Bir yazar Dosta,'Bir dergiye benim için bir yazı yazsan nasıl olur' dedim. 'Ama senin kitabın yok ki!' dedi. Kitapsız adamlar yazılamaz mı? İlla kitabı mı olmalı diyerek sitem ettim.

Artık kitaplaşmaya karar verdiğim bir dönemdi. 'Kitabımı size adayacağım' diyerek beni özendirmesini beklediğim ve önsöz yazmasını istediğim; beni 'Herkesin Dostu Anton' olarak tanıtan yazar dostum, 'Sen ne istiyorsan yaz ben altına imzamı atarım' dedi. Kabul etmedim tabii…
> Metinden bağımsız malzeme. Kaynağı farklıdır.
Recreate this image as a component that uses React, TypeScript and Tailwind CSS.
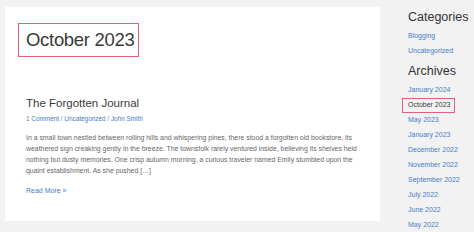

Bir başka dostuma da'Kitabımda yer vereceğim karşılıklı bir söyleşi yapsak ne dersin?' diye sordum. 'Seni daha tam olarak tanımıyorum. Bunu başka bir güne bırakalım' yanıtını vermişti. Üçü de beni 15 yıldır tanıyorlardı oysa.

Köşk Lokantası'nda (Şimdilerde Pub olmuş) Aziz Nesin'in masasında yüz yüze geldiğimiz ilk buluşmada yazdıklarıma bakarak, benim Bektaşi kılıklı biri olduğuma hükmetmişlerdi. Şimdi düşünüyorum da bana alıcı gözle bakmamışlardı. 15 yıl sonra geç de olsa anlamıştım bunu. 'Bu da nerden çıktı kardeşim?' demeyin! Beş yıl oldu artık ben de kitaplı biriyim. Kitabımın adı da 'YÜZÜM BANA BENZER'

***

Kitapsız şairler de var elbet!

Sincan İstasyonu dergisinde... Engin Berk'in yazı başlığını görünce yukarıdaki anekdotlar geldi usuma. Sonra birden kitaplaşmak için en aceleci kişilerin şairler olduğunu anımsadım. Bunları, şair adayı bile saymam ben. Çünkü bir kuyumcu titizliği göstermezler şiir yazarken.

Necatigil öğretmenim, 'Her şair kendi şiirinin kaldırım taşlarını döşer' demiştir bir söyleşisinde. Ve şunu eklemiştir: 'Ben has şairden yanayım. Has şiiri has şairler yazar.' Evet! Has şair olmaktır önemli olan. Çünkü şiir aceleyi sevmez. Bekletip demlenmesi gerekir.

Örneğin; Hidayet Karakuş, Soyağacım adlı şiirini kitabına koyduktan 20 yıl sonra farkına vardığı eksikliği ikinci baskıda şöyle giderir: Şiirinin son dizesine 'Ve bu şiirde annem yok!'u ekleyerek. Çünkü şiirinde tüm aile bireylerini yazmış ama annesini unutmuştur…

Engin Berk'in yazısında konu edilen şair Ali Ekber Ataş'tır. Uzun süredir şiirleri yayımlanıyordu dergide. O şiir yazarak kitaplaşmayı bekliyormuş. Pıtrak gibi şiir kitaplarının yayınlandığı en az okunan kitapların şiir alanında olması ise bir başka çelişkidir aslında. Örneğin, 1995'de ilk kitabını yayımlayan Ferruh Tunç, 2010'da yayımladığı 'Melez Zamanlar' kitabıyla, Ceyhun Atuf Kansu Ödülü'ne layık görüldü. Boş zamanlarında şiir yazdığını söyleyenlere adıyorum bu satırları. Ataş, anlaşılıyor ki, şiiri kolay yazmıyor…

***

Yukarıdaki söylemlerimi doğrularcasına kitapsız şairler adlı yazıyı çok önemsedim. Yazının son bölümcesi şöyle:

''Abdülkadir Budak'ın beni kendisiyle tanıştırdığı ilk gün Ataş'a şöyle demiştim: 'Çalışma masanızın üstü çok karışık olmalı.' 'Evet' diye doğrulamıştı beni. Üç sene sonra şimdi dönüp baktığımda daha da karışmış bir masa ile çıkıyor karşıma. Çünkü o hiçbir şiire bitmiş gözüyle bakmıyor. Sürekli çalışıyor. Tabi bu durum onun yaratıcılığına belli oranda zarar da veriyor. Çünkü bir süre sonra kendine yazacak imge bulamayacaktır. Bu durum ironi olsa da kedinin ipe dolanmasına benzer. Ama eninde sonunda biri gelir kediyi bu durumdan kurtarır…'

***

Şair dostlara bir sitemim var. Bu paragraf onlar için Aziz Nesin'in şu sözünü aktarmak istiyorum: 'Bizim ülkede her üç kişiden beşi şairdir.' Zaman onu haklı çıkardı.